Afbeelding
Foto:

Angst

Angst is een klein mannetje. Hij kan zomaar op mijn rug springen. Als een alpinist klauwt hij zijn vingertjes rond mijn ruggenwervel en blaast zijn kille adem in mijn nek.
"Nee," zeg ik "ga terug in je hoek." Bokkig schud ik hem los, met boze ogen houd ik hem gevangen in een hoek van de kamer. Dat is zijn plek, dichterbij mag hij niet komen.

Hij is sluw en vluchtig als lucht. Op onbewaakte ogenblikken adem ik hem in en nestelt hij zich rond mijn hart. Als een dronken masseur knijpt hij mijn hart uit ritme. Met een enorme zucht denk ik hem via mijn voeten naar buiten.

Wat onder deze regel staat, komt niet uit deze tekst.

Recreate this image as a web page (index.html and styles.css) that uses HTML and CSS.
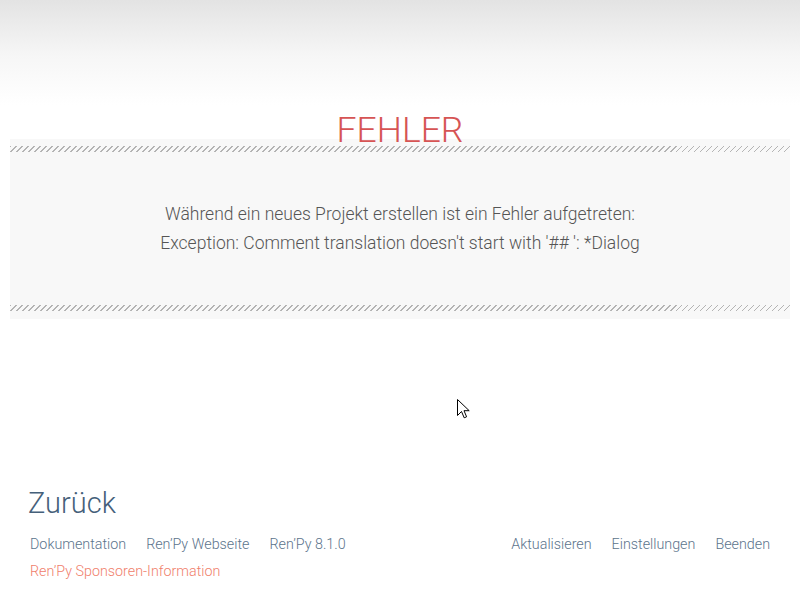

Op dergelijke momenten heb ik mijn denken en willen nog onder controle, maar het kan ook anders.

Ik was op de afdeling chirurgie want mijn man werd geopereerd. De chirurg had gezegd dat de operatie vijf uur zou duren. Na zeven uur was ik nog niet gebeld en liep ik naar de balie om te vragen waar mijn man gebleven was. Ik stelde mij voor dat de vrouw op de computer zou kijken en zou zeggen: "Hé dat is gek, hij ligt in het mortuarium, meestal bellen ze je dan wel even."
In een hoekje van mijn brein wist ik dat zoiets niet achteloos gebeuren zou, maar mijn voorstelling was veel sterker dan mijn denkkracht. Zo sterk dat ik voor de balie door mijn knieën zakte en geen woord kon uitbrengen. Mijn vriendin nam het van me over en er bleek niets aan de hand.

Angst woont in mijn voorstellingen. Wanneer ik stil in bed lig en alle weerstand van mij geweken is, heeft het angstduveltje de meeste kans. Vechten tegen schrikwekkende voorstellingen én loslaten om in slaap te kunnen vallen gaat niet tegelijk. Wat ook niet tegelijk gaat is vertrouwen hebben en bang zijn, daarom denk ik dan: "Gewoon vertrouwen hebben Jo!" Maar ja, zo simpel werkt het zelden.

Mijn krachtigste middel is nieuwsgierigheid, dat heb ik altijd paraat. Ook al dringt de angst zich op, nieuwsgierigheid lokt mij de toekomst in.